Even if you don’t click into a pair of ski bindings, the trip to Chile’s Ski Portillo resort would be well worth it for the view from the pool alone. The pool deck juts out from the front of the bright yellow, six-story hotel like a cocktail tray awaiting a round of Portillo’s signature pisco sours. The aquamarine Lake of the Incas sits just below, ringed with soaring, snow-covered peaks.
Portillo is the world’s best-known summer skiing destination partly because of the iconic hotel and its pisco cocktail recipe, and partly because its winter season kicks off during the Northern Hemisphere’s summer—but mostly, it’s for the quality of the resort’s slopes. The sublime high-alpine valley is arrayed with 14 lifts and 1,235 skiable acres. The hotel’s capacity is 450 people, so that’s more than two acres of sun-splashed slope to slide around on for every person.
The all-inclusive, weeklong experience is a throwback to the sport’s most exclusive and glamorous era. (Although, in one concession to the modern, workaholic lifestyle of so many Americans, Portillo introduced a few four-day stays.) Unlike modern mega-resorts, with their myriad distractions crammed into a mazelike faux-Swiss village, virtually every nonskiing experience at Portillo is concentrated in the hotel’s spacious and elegant common areas, where you are sure to make new friends.

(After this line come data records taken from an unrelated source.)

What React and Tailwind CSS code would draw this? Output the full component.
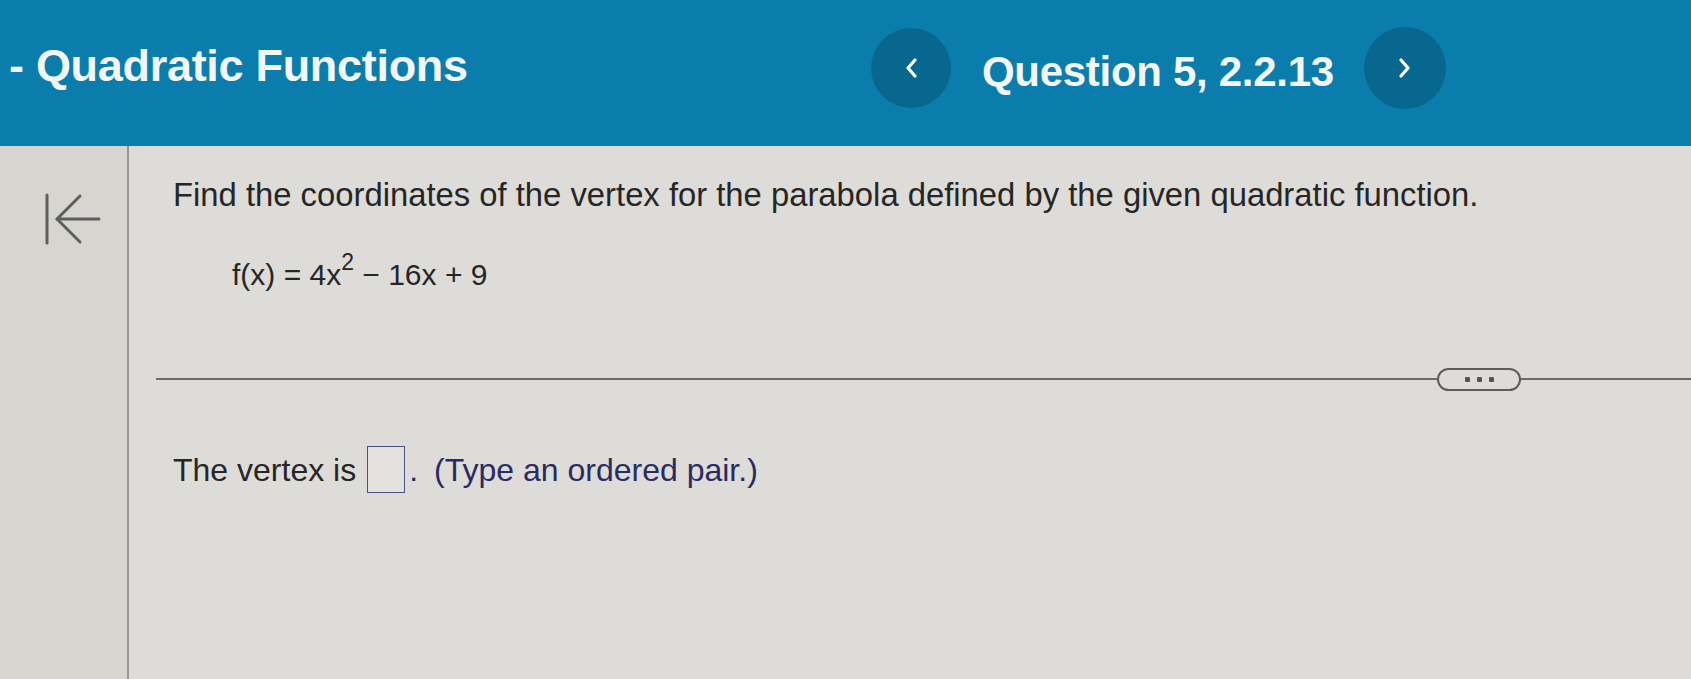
import React from 'react';

function Chevron({ dir }) {
  const points = dir === 'left' ? '10,2 3,10 10,18' : '3,2 10,10 3,18';
  return (
    <svg width="13" height="20" viewBox="0 0 13 20" fill="none">
      <polyline points={points} stroke="white" strokeWidth="3.2" strokeLinecap="round" strokeLinejoin="round" />
    </svg>
  );
}

function BackToStart() {
  return (
    <svg width="58" height="52" viewBox="0 0 58 52" fill="none" stroke="#5e5e5e" strokeWidth="3" strokeLinecap="round">
      <line x1="3" y1="2" x2="3" y2="50" />
      <line x1="13" y1="26" x2="55" y2="26" />
      <polyline points="36,3 13,26 36,49" strokeLinejoin="round" />
    </svg>
  );
}

export default function App() {
  return (
    <div className="w-[1691px] h-[679px] overflow-hidden flex flex-col font-['Liberation_Sans',Arial,sans-serif]">
      {/* Header */}
      <header className="h-[146px] shrink-0 bg-[#0b7dad] flex items-center pb-[10px]">
        <h1 className="w-[871px] shrink-0 pl-[9px] text-[45px] font-bold text-[#f4f6f6] tracking-[-0.3px] -mt-[5px]">
          - Quadratic Functions
        </h1>
        <button className="w-[80px] h-[80px] rounded-full bg-[#08678f] flex items-center justify-center">
          <Chevron dir="left" />
        </button>
        <span className="ml-[31px] mt-[6px] text-[42px] font-bold text-[#f4f6f6] tracking-[-0.3px]">Question 5, 2.2.13</span>
        <button className="ml-[30px] w-[82px] h-[82px] rounded-full bg-[#08678f] flex items-center justify-center">
          <Chevron dir="right" />
        </button>
      </header>

      <main className="flex flex-1">
        {/* Sidebar */}
        <aside className="w-[129px] shrink-0 bg-[#d7d5d0] border-r-2 border-[#9a9895] pt-[47px] pl-[44px]">
          <BackToStart />
        </aside>

        {/* Question content */}
        <section className="flex-1 bg-[#dedcd8] pt-[29px]">
          <p className="pl-[44px] text-[32.8px] leading-[40px] text-[#262626]">
            Find the coordinates of the vertex for the parabola defined by the given quadratic function.
          </p>
          <p className="mt-[40px] pl-[103px] text-[30px] leading-[40px] text-[#262626]">
            f(x) = 4x<span className="relative -top-[15px] text-[23px]">2</span> − 16x + 9
          </p>

          <div className="mt-[70px] ml-[27px] flex items-center h-[24px]">
            <div className="flex-1 h-[2px] bg-[#6b6b6b]" />
            <div className="w-[84px] h-[23px] rounded-full border-2 border-[#5c5c5c] flex items-center justify-center gap-[7px]">
              <span className="w-[5px] h-[5px] rounded-[1px] bg-[#555]" />
              <span className="w-[5px] h-[5px] rounded-[1px] bg-[#555]" />
              <span className="w-[5px] h-[5px] rounded-[1px] bg-[#555]" />
            </div>
            <div className="w-[170px] h-[2px] bg-[#6b6b6b]" />
          </div>

          <div className="mt-[55px] pl-[44px] flex items-center text-[32px] leading-[40px]">
            <span className="text-[#262626]">The vertex is</span>
            <span className="ml-[11px] w-[38px] h-[47px] border-[1.5px] border-[#44528c] bg-[#e3e1dd]" />
            <span className="ml-[4px] text-[#2b2a63]">.</span>
            <span className="ml-[16px] text-[#2b2a63]">(Type an ordered pair.)</span>
          </div>
        </section>
      </main>
    </div>
  );
}
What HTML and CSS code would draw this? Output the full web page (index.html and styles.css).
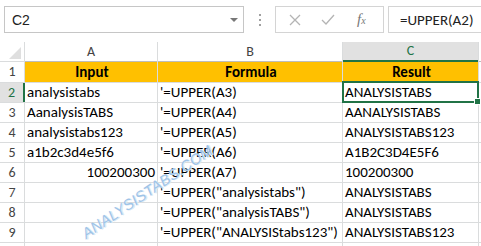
FILE: index.html
```html
<!DOCTYPE html>
<html lang="en">
<head>
    <meta charset="UTF-8">
    <title>UPPER function</title>
    <link rel="stylesheet" href="styles.css">
</head>
<body>
    <div class="sheet">
        <!-- Formula bar -->
        <div class="toolbar">
            <div class="name-box">
                <span>C2</span>
                <span class="drop"></span>
            </div>
            <div class="grip"><i></i><i></i><i></i></div>
            <div class="fx-buttons">
                <svg width="12" height="12" viewBox="0 0 12 12"><path d="M1 1 L11 11 M11 1 L1 11" stroke="#b4b4b4" stroke-width="1.3" fill="none"/></svg>
                <svg width="14" height="12" viewBox="0 0 14 12"><path d="M1 6 L5 10 L13 1" stroke="#b4b4b4" stroke-width="1.3" fill="none"/></svg>
                <span class="fx">f<sub>x</sub></span>
            </div>
            <div class="formula">=UPPER(A2)</div>
        </div>

        <!-- Grid -->
        <div class="grid-wrap">
            <div class="grid">
                <div class="corner"><span class="tri"></span></div>
                <div class="col-head">A</div>
                <div class="col-head">B</div>
                <div class="col-head active">C</div>
                <div class="col-head"></div>

                <div class="row-head">1</div>
                <div class="cell title">Input</div>
                <div class="cell title">Formula</div>
                <div class="cell title">Result</div>
                <div class="cell"></div>

                <div class="row-head active">2</div>
                <div class="cell">analysistabs</div>
                <div class="cell">'=UPPER(A3)</div>
                <div class="cell selected">ANALYSISTABS</div>
                <div class="cell"></div>

                <div class="row-head">3</div>
                <div class="cell">AanalysisTABS</div>
                <div class="cell">'=UPPER(A4)</div>
                <div class="cell">AANALYSISTABS</div>
                <div class="cell"></div>

                <div class="row-head">4</div>
                <div class="cell">analysistabs123</div>
                <div class="cell">'=UPPER(A5)</div>
                <div class="cell">ANALYSISTABS123</div>
                <div class="cell"></div>

                <div class="row-head">5</div>
                <div class="cell">a1b2c3d4e5f6</div>
                <div class="cell">'=UPPER(A6)</div>
                <div class="cell">A1B2C3D4E5F6</div>
                <div class="cell"></div>

                <div class="row-head">6</div>
                <div class="cell num">100200300</div>
                <div class="cell">'=UPPER(A7)</div>
                <div class="cell">100200300</div>
                <div class="cell"></div>

                <div class="row-head">7</div>
                <div class="cell"></div>
                <div class="cell">'=UPPER("analysistabs")</div>
                <div class="cell">ANALYSISTABS</div>
                <div class="cell"></div>

                <div class="row-head">8</div>
                <div class="cell"></div>
                <div class="cell">'=UPPER("analysisTABS")</div>
                <div class="cell">ANALYSISTABS</div>
                <div class="cell"></div>

                <div class="row-head">9</div>
                <div class="cell"></div>
                <div class="cell">'=UPPER("ANALYSIStabs123")</div>
                <div class="cell">ANALYSISTABS123</div>
                <div class="cell"></div>

                <div class="row-head"></div>
                <div class="cell"></div>
                <div class="cell"></div>
                <div class="cell"></div>
                <div class="cell"></div>
            </div>
            <div class="watermark">ANALYSISTABS.COM</div>
        </div>
    </div>
</body>
</html>
```

FILE: styles.css
```css
body {
    margin: 0;
    background-color: #fff;
    font-family: Carlito, Calibri, "Liberation Sans", sans-serif;
    font-size: 15px;
    color: #000;
    overflow: hidden;
}
.sheet {
    width: 481px;
    height: 246px;
    overflow: hidden;
}
.toolbar {
    display: flex;
    height: 27px;
    padding: 6px 0 9px 4px;
}
.name-box {
    width: 240px;
    border: 1px solid #c6c6c6;
    display: flex;
    align-items: center;
    justify-content: space-between;
    padding: 0 5px 0 7px;
    box-sizing: border-box;
    color: #222;
    font-family: "Liberation Sans", sans-serif;
    font-size: 14px;
}
.drop {
    width: 0;
    height: 0;
    border-left: 4px solid transparent;
    border-right: 4px solid transparent;
    border-top: 4px solid #777;
}
.grip {
    width: 31px;
    display: flex;
    flex-direction: column;
    align-items: center;
    justify-content: center;
    gap: 3px;
}
.grip i {
    width: 2px;
    height: 2px;
    background-color: #a0a0a0;
}
.fx-buttons {
    width: 109px;
    border: 1px solid #d4d4d4;
    display: flex;
    align-items: center;
    box-sizing: border-box;
    padding-left: 13px;
    gap: 20px;
}
.fx {
    font-family: "Liberation Serif", serif;
    font-style: italic;
    font-size: 15px;
    color: #777;
    margin-left: 2px;
}
.fx sub {
    font-size: 10px;
    vertical-align: 0;
}
.formula {
    flex: 1;
    margin-left: 4px;
    border: 1px solid #d4d4d4;
    border-right: none;
    display: flex;
    align-items: center;
    padding-left: 11px;
    font-size: 15px;
    color: #222;
}
.grid-wrap {
    position: relative;
}
.grid {
    display: grid;
    grid-template-columns: 24px 132px 184px 135px 1fr;
    grid-template-rows: 19px 20px repeat(9, 19px);
    gap: 1px;
    background-color: #dadcdd;
}
.corner {
    background-color: #fff;
    position: relative;
}
.tri {
    position: absolute;
    right: 3px;
    bottom: 2px;
    width: 0;
    height: 0;
    border-left: 12px solid transparent;
    border-bottom: 12px solid #dfdfdf;
}
.col-head {
    background-color: #fff;
    text-align: center;
    line-height: 19px;
    color: #444;
    font-size: 14px;
    border-bottom: 1px solid #bdbdbd;
    margin-bottom: -1px;
}
.col-head.active {
    background-color: #e1e1e1;
    color: #217346;
    border-bottom: 2px solid #217346;
    line-height: 18px;
}
.row-head {
    background-color: #fff;
    text-align: center;
    line-height: 19px;
    color: #444;
    font-size: 14px;
}
.row-head.active {
    background-color: #e1e1e1;
    color: #217346;
    border-right: 2px solid #217346;
    margin-right: -1px;
}
.cell {
    background-color: #fff;
    padding-left: 2px;
    line-height: 19px;
    white-space: nowrap;
}
.cell.title {
    background-color: #ffc000;
    font-weight: bold;
    text-align: center;
    line-height: 20px;
}
.cell.num {
    text-align: right;
    padding-right: 2px;
}
.cell.selected {
    position: relative;
}
.cell.selected::after {
    content: "";
    position: absolute;
    left: -1px;
    top: -2px;
    right: -1px;
    bottom: -1px;
    border: 2px solid #217346;
}
.cell.selected::before {
    content: "";
    position: absolute;
    right: -3px;
    bottom: -3px;
    width: 5px;
    height: 5px;
    background-color: #217346;
    border: 1px solid #fff;
    z-index: 1;
}
.watermark {
    position: absolute;
    left: 70px;
    top: 141px;
    font-family: "Liberation Sans", sans-serif;
    font-style: italic;
    font-size: 15px;
    letter-spacing: 0.3px;
    color: #9ec4e8;
    text-shadow: 1px 1px 0 #dbe8f5;
    transform: rotate(-34deg);
    pointer-events: none;
}
```
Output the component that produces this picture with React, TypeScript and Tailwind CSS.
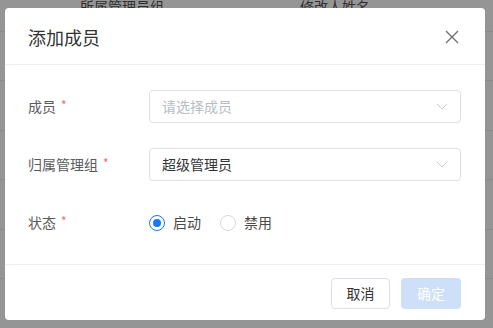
import React from 'react';

const font = { fontFamily: '"Noto Sans CJK SC", "Noto Sans", sans-serif' };

const Chevron = () => (
  <svg width="12" height="7" viewBox="0 0 12 7" fill="none">
    <path d="M1 1l5 5 5-5" stroke="#c8cbd1" strokeWidth="1" />
  </svg>
);

const Label = ({ text }: { text: string }) => (
  <div className="w-[121px] flex items-center text-[14px] text-[#5a5a5a]">
    {text}
    <span className="ml-[5px] mb-[3px] text-[12px] text-[#f56c6c] leading-none">*</span>
  </div>
);

const Select = ({ value, placeholder }: { value?: string; placeholder?: string }) => (
  <div className="flex-1 h-[33px] border border-[#dcdfe6] rounded-[4px] flex items-center justify-between pl-[12px] pr-[12px]">
    <span className={value ? 'text-[14px] text-[#333]' : 'text-[14px] text-[#b8bcc4]'}>
      {value ?? placeholder}
    </span>
    <Chevron />
  </div>
);

const Radio = ({ checked, text }: { checked?: boolean; text: string }) => (
  <div className="flex items-center">
    {checked ? (
      <span className="w-[16px] h-[16px] rounded-full border border-[#1677ff] flex items-center justify-center">
        <span className="w-[8px] h-[8px] rounded-full bg-[#1677ff]" />
      </span>
    ) : (
      <span className="w-[16px] h-[16px] rounded-full border border-[#d9d9d9] bg-white" />
    )}
    <span className="ml-[8px] text-[14px] text-[#4a4a4a]">{text}</span>
  </div>
);

export default function App() {
  return (
    <div style={font} className="relative w-[493px] h-[328px] overflow-hidden bg-[#959595]">
      {/* page behind the mask */}
      <div className="mt-[-18px]">
        <div className="h-[50px] flex items-center border-b border-[#8a8a8a] text-[14px] text-[#2e2e2e]">
          <span className="ml-[80px] w-[220px]">所属管理员组</span>
          <span>修改人姓名</span>
        </div>
        {[0, 1, 2, 3, 4].map((i) => (
          <div key={i} className="h-[49.4px] border-b border-[#8a8a8a]" />
        ))}
      </div>

      <div className="absolute left-[5px] top-[8px] w-[480px] h-[312px] bg-white rounded-[4px] flex flex-col">
        <div className="h-[57px] flex items-center justify-between pl-[23px] pr-[26px] border-b border-[#ebeef5]">
          <span className="text-[18px] text-[#303133] mt-[2px]">添加成员</span>
          <svg width="14" height="14" viewBox="0 0 14 14" className="mt-[1px]">
            <path d="M1 1l12 12M13 1L1 13" stroke="#707070" strokeWidth="1.4" />
          </svg>
        </div>

        <div className="flex-1 pl-[23px] pr-[24px] pt-[25px]">
          <div className="flex items-center">
            <Label text="成员" />
            <Select placeholder="请选择成员" />
          </div>
          <div className="flex items-center mt-[25px]">
            <Label text="归属管理组" />
            <Select value="超级管理员" />
          </div>
          <div className="flex items-center mt-[31px]">
            <Label text="状态" />
            <div className="flex items-center gap-[19px]">
              <Radio checked text="启动" />
              <Radio text="禁用" />
            </div>
          </div>
        </div>

        <div className="h-[56px] border-t border-[#ebeef5] flex items-center justify-end gap-[11px] pr-[24px] pt-[1px]">
          <button className="w-[59px] h-[31px] border border-[#dcdfe6] rounded-[4px] text-[14px] text-[#333] bg-white">
            取消
          </button>
          <button className="w-[60px] h-[31px] rounded-[4px] text-[14px] text-white bg-[#cde0f8]">
            确定
          </button>
        </div>
      </div>
    </div>
  );
}
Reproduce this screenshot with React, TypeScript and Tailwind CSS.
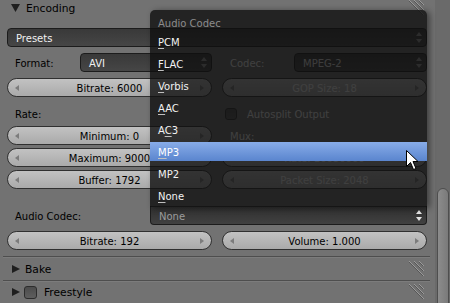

But despite the old-school appeal, Portillo also remains on the sport’s cutting edge—many of the world’s best pro skiers and ski teams spend a week training at the resort every summer. While there, such World Cup stars as Julia Mancuso, Bode Miller, and Lindsey Vonn attend the Sunday night welcome mixers with guests from across North and South America and take après-ski soaks in the communal hot tubs. I spent a week there last August, which happened to coincide with the Austrian men’s team’s stay. They are the sport’s most dominant team by far, and we spotted their superstar, Hannes Reichelt, playing a game of cards by the hotel’s great fireplace. In Europe he is the equivalent of football’s Tom Brady and would be mobbed by fans; here he just feels at home.
Steps away from the living room is the hotel’s leather-paneled dining room, where jacketed waiters serve three meals a day on linen tablecloths. Tea—complete with freshly baked rolls, cheese, and jam—is ready every day at five when the lifts close. Afternoon tea may sound stuffy, but with the curtains cast wide onto that brilliant view, it’s charming and nourishing—besides, if you are in the later of the two dinner seatings, you’ll need it. Also on a late schedule is the bar, where you can rock out to a cover band nightly. When the bar closes at midnight, many keep the party going in the disco downstairs, which stays open until the wee hours.
Although you could spend your stay rotating among Portillo’s pool, living room, and disco, you probably ought to go skiing—after all, the slopes are world famous. Start at the ski boot check on the bottom floor. Hand your shoes to the attendant and he’ll exchange them for your ski boots without a word—he remembers your face and which cubby he stashed your boots in the afternoon before. Boot up, grab your skis, and head outside into the bright sunlight (or knee-deep powder if you’re lucky).
While the sun softens the snow, start your day on the long, south-facing intermediate slopes like Juncalillo and Descensco (unless the Austrian team has them fenced off for training). Advanced skiers can try their luck on the steep black diamond Roca Jack, which is serviced by one of Portillo’s unique va a vients lifts. The four-person slingshot lift, a combo of a T-bar, a Poma lift, and a winch, was invented specially for Portillo because avalanches from the precipitous peaks above would destroy (and have destroyed) traditional lift towers.
After lunch, relax in the dining room with a glass of carménère, then follow the sun to the opposite side of the valley and plunge runs like the steep but wide-open Plateau and cruiseable Las Lomas. Stop at the top of the Plateau lift for a beer on the patio of midmountain Tio Bob’s and take in the views of the lake below. Thus fortified, expert skiers can ride the topmost lift, the Condor, to the start of the Lake Run, which drops 2,000 feet to the lakeshore. In the right conditions—in fresh powder, or on a warm, sunny afternoon—it’s one of the most stunning and adventurous runs in the world. On my last day, we caught it with perfect spring snow to carve, skied it in shirtsleeves and sunglasses in the afternoon, and celebrated with a skinny-dip in the lake.